Music remains one of the most powerful legacies. The spirituals that emerged from the hush harbors are now performed in concert halls around the world, and the annual MOJA Arts Festival in Charleston highlights the city’s African-American and Caribbean artistic connections. The Penn Center on St. Helena Island, a National Historic Landmark, preserves the schools and cultural programs that nurtured Gullah heritage during and after Reconstruction, offering visitors a direct encounter with the singing, storytelling, and craft traditions that colonial survivors handed down. Their archives include oral histories that reach back to the era of slavery. Additionally, the South Carolina State Museum in Columbia integrates colonial artifacts with interactive exhibits on African-American art and music, while plantation sites like Drayton Hall and Magnolia Plantation have shifted their interpretation to foreground the experiences and contributions of enslaved people. Reenactments of rice cultivation, indigo dyeing, and open-hearth cooking at these sites provide a sensory bridge to the past.

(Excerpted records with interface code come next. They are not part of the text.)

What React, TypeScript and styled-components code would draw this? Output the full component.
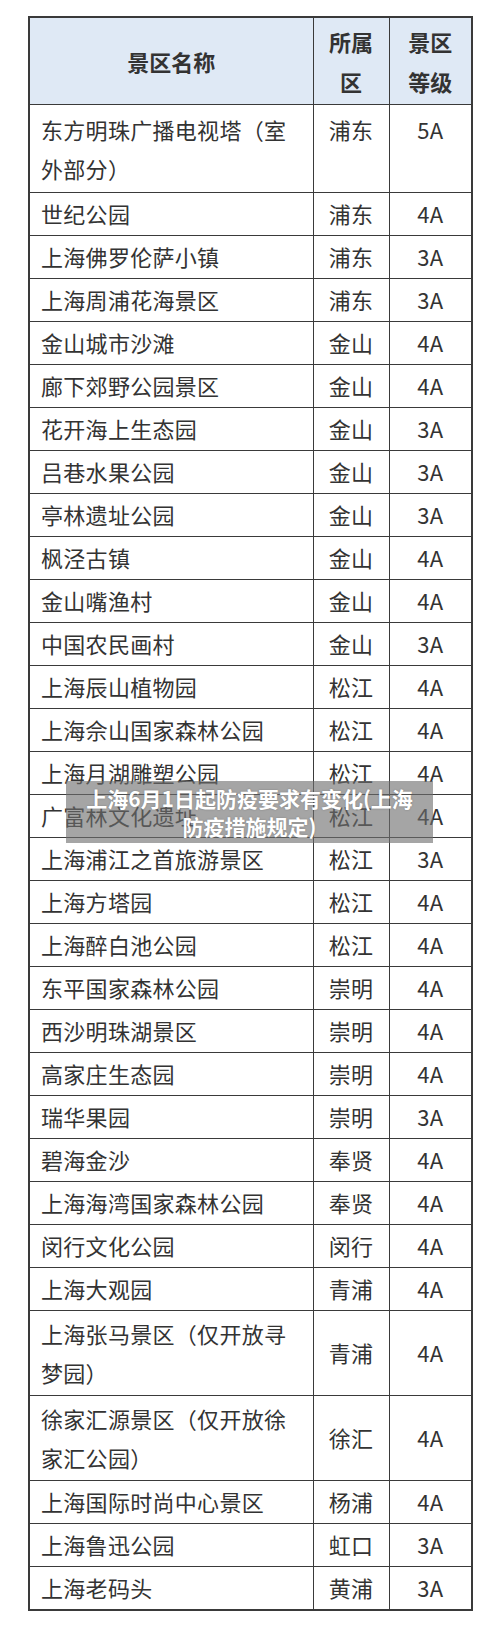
import React from 'react'
import styled, { createGlobalStyle } from 'styled-components'

const GlobalStyle = createGlobalStyle`
  html, body {
    margin: 0;
    padding: 0;
    background: #fff;
  }
  body {
    font-family: "Noto Sans CJK SC", "Noto Sans", sans-serif;
    color: #333;
  }
`

const Page = styled.div`
  position: relative;
  width: 500px;
  padding: 16px 0 12px 28px;
  box-sizing: border-box;
`

const Table = styled.table`
  border-collapse: collapse;
  width: 443px;
  table-layout: fixed;
  border: 2px solid #3a3a3a;
`

const HeadCell = styled.th<{ $w: number }>`
  box-sizing: border-box;
  width: ${(p) => p.$w}px;
  background: #dfe9f5;
  border: 1.5px solid #3a3a3a;
  font-weight: 700;
  font-size: 22px;
  line-height: 40px;
  height: 87px;
  padding: 0 12px;
  text-align: center;
  color: #333;
`

const Cell = styled.td<{ $center?: boolean; $top?: boolean; $tall?: boolean }>`
  border: 1.5px solid #3a3a3a;
  font-size: 22px;
  letter-spacing: 0.3px;
  line-height: 39px;
  height: ${(p) => (p.$tall ? '82px' : '40px')};
  padding: ${(p) => (p.$top ? '5px 11px 0' : '1px 11px')};
  text-align: ${(p) => (p.$center ? 'center' : 'left')};
  vertical-align: ${(p) => (p.$top ? 'top' : 'middle')};
  color: #333;
`

const Caption = styled.div`
  position: absolute;
  left: 66px;
  top: 781px;
  width: 367px;
  height: 62px;
  box-sizing: border-box;
  padding: 3px 14px 0;
  background: rgba(110, 110, 110, 0.62);
  color: #fff;
  font-weight: 700;
  font-size: 21px;
  line-height: 28px;
  text-align: center;
  text-shadow: 0 0 2px rgba(0, 0, 0, 0.25);
`

type Row = { name: string; district: string; level: string; tall?: boolean; top?: boolean }

const rows: Row[] = [
  { name: '东方明珠广播电视塔（室外部分）', district: '浦东', level: '5A', tall: true, top: true },
  { name: '世纪公园', district: '浦东', level: '4A' },
  { name: '上海佛罗伦萨小镇', district: '浦东', level: '3A' },
  { name: '上海周浦花海景区', district: '浦东', level: '3A' },
  { name: '金山城市沙滩', district: '金山', level: '4A' },
  { name: '廊下郊野公园景区', district: '金山', level: '4A' },
  { name: '花开海上生态园', district: '金山', level: '3A' },
  { name: '吕巷水果公园', district: '金山', level: '3A' },
  { name: '亭林遗址公园', district: '金山', level: '3A' },
  { name: '枫泾古镇', district: '金山', level: '4A' },
  { name: '金山嘴渔村', district: '金山', level: '4A' },
  { name: '中国农民画村', district: '金山', level: '3A' },
  { name: '上海辰山植物园', district: '松江', level: '4A' },
  { name: '上海佘山国家森林公园', district: '松江', level: '4A' },
  { name: '上海月湖雕塑公园', district: '松江', level: '4A' },
  { name: '广富林文化遗址', district: '松江', level: '4A' },
  { name: '上海浦江之首旅游景区', district: '松江', level: '3A' },
  { name: '上海方塔园', district: '松江', level: '4A' },
  { name: '上海醉白池公园', district: '松江', level: '4A' },
  { name: '东平国家森林公园', district: '崇明', level: '4A' },
  { name: '西沙明珠湖景区', district: '崇明', level: '4A' },
  { name: '高家庄生态园', district: '崇明', level: '4A' },
  { name: '瑞华果园', district: '崇明', level: '3A' },
  { name: '碧海金沙', district: '奉贤', level: '4A' },
  { name: '上海海湾国家森林公园', district: '奉贤', level: '4A' },
  { name: '闵行文化公园', district: '闵行', level: '4A' },
  { name: '上海大观园', district: '青浦', level: '4A' },
  { name: '上海张马景区（仅开放寻梦园）', district: '青浦', level: '4A', tall: true },
  { name: '徐家汇源景区（仅开放徐家汇公园）', district: '徐汇', level: '4A', tall: true },
  { name: '上海国际时尚中心景区', district: '杨浦', level: '4A' },
  { name: '上海鲁迅公园', district: '虹口', level: '3A' },
  { name: '上海老码头', district: '黄浦', level: '3A' },
]

export default function App() {
  return (
    <>
      <GlobalStyle />
      <Page>
        <Table>
          <thead>
            <tr>
              <HeadCell $w={284}>景区名称</HeadCell>
              <HeadCell $w={76}>所属区</HeadCell>
              <HeadCell $w={83}>景区等级</HeadCell>
            </tr>
          </thead>
          <tbody>
            {rows.map((r) => (
              <tr key={r.name}>
                <Cell $tall={r.tall} $top={r.top}>{r.name}</Cell>
                <Cell $center $tall={r.tall} $top={r.top}>{r.district}</Cell>
                <Cell $center $tall={r.tall} $top={r.top}>{r.level}</Cell>
              </tr>
            ))}
          </tbody>
        </Table>
        <Caption>上海6月1日起防疫要求有变化(上海防疫措施规定)</Caption>
      </Page>
    </>
  )
}
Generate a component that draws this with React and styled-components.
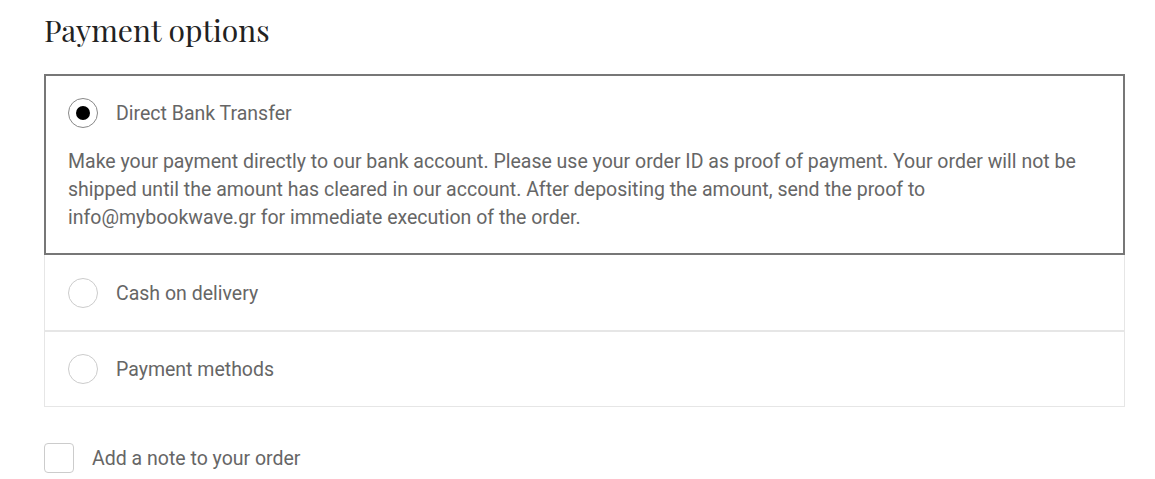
import React, { useState } from "react";
import styled, { createGlobalStyle } from "styled-components";

const GlobalStyle = createGlobalStyle`
  body {
    margin: 0;
    background: #fff;
    font-family: Roboto, "Liberation Sans", sans-serif;
  }
`;

const options = [
  {
    id: "bank",
    label: "Direct Bank Transfer",
    text: "Make your payment directly to our bank account. Please use your order ID as proof of payment. Your order will not be shipped until the amount has cleared in our account. After depositing the amount, send the proof to info@mybookwave.gr for immediate execution of the order.",
  },
  { id: "cod", label: "Cash on delivery" },
  { id: "methods", label: "Payment methods" },
];

function App() {
  const [selected, setSelected] = useState("bank");
  const [note, setNote] = useState(false);

  return (
    <Page>
      <GlobalStyle />
      <Title>Payment options</Title>
      <List>
        {options.map((opt) => (
          <Option key={opt.id} active={selected === opt.id}>
            <OptionHead onClick={() => setSelected(opt.id)}>
              <Radio active={selected === opt.id} />
              <Label>{opt.label}</Label>
            </OptionHead>
            {selected === opt.id && opt.text && <Description>{opt.text}</Description>}
          </Option>
        ))}
      </List>
      <NoteRow onClick={() => setNote(!note)}>
        <Checkbox checked={note} />
        <NoteLabel>Add a note to your order</NoteLabel>
      </NoteRow>
    </Page>
  );
}

const Page = styled.div`
  padding: 10px 0 0 44px;
  width: 1081px;
`;

const Title = styled.h2`
  margin: 0 0 24px;
  font-family: "Playfair Display", "DejaVu Serif", "Liberation Serif", serif;
  font-weight: 400;
  font-size: 30px;
  line-height: 40px;
  color: #222;
`;

const List = styled.div`
  display: flex;
  flex-direction: column;
  border: 1px solid #e6e6e6;
  border-top: none;
`;

const Option = styled.div`
  border: ${(p) => (p.active ? "2px solid #777" : "none")};
  border-bottom: ${(p) => (p.active ? "2px solid #777" : "2px solid #e6e6e6")};
  margin: ${(p) => (p.active ? "0 -1px" : "0")};
  padding: ${(p) => (p.active ? "22px 22px 21px" : "23px 23px 22px")};

  &:last-child {
    border-bottom: ${(p) => (p.active ? "2px solid #777" : "none")};
    padding-top: 22px;
    padding-bottom: 22px;
  }
`;

const OptionHead = styled.div`
  display: flex;
  align-items: center;
  gap: 18px;
  cursor: pointer;
`;

const Radio = styled.span`
  box-sizing: border-box;
  width: 30px;
  height: 30px;
  border-radius: 50%;
  border: 1px solid ${(p) => (p.active ? "#888" : "#ccc")};
  display: flex;
  align-items: center;
  justify-content: center;
  flex-shrink: 0;

  &::after {
    content: "";
    display: ${(p) => (p.active ? "block" : "none")};
    width: 14px;
    height: 14px;
    border-radius: 50%;
    background: #000;
  }
`;

const Label = styled.span`
  font-size: 19.5px;
  color: #666;
`;

const Description = styled.p`
  margin: 20px 0 0;
  font-size: 19.5px;
  line-height: 28px;
  color: #666;
`;

const NoteRow = styled.label`
  display: flex;
  align-items: center;
  gap: 18px;
  margin-top: 36px;
  cursor: pointer;
`;

const Checkbox = styled.span`
  box-sizing: border-box;
  width: 30px;
  height: 30px;
  border: 1px solid #ccc;
  border-radius: 4px;
  background: ${(p) => (p.checked ? "#000" : "#fff")};
`;

const NoteLabel = styled.span`
  font-size: 19.5px;
  color: #666;
`;

export default App;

Even the city’s architectural fabric—the single houses, the cobblestone streets, the ironwork—functions as an open-air museum, reminding residents and visitors that the colonial lowcountry was never simply a European outpost but a crucible in which multiple worlds met and made something entirely new. The preservation efforts of the Preservation Society of Charleston and the Spoleto Festival USA continue to celebrate this layered heritage, blending classical music and African diaspora arts in annual performances. In 2024, the Historic Charleston Foundation launched a digital map of colonial-era sites tied to African American craftspeople, allowing users to trace the roots of sweetgrass basketry and ironwork to specific West African traditions. This legacy of cultural fusion continues to shape the identity of South Carolina and the nation today, proving that the arts of the colonial period were not mere imitations but bold innovations born of necessity and creativity.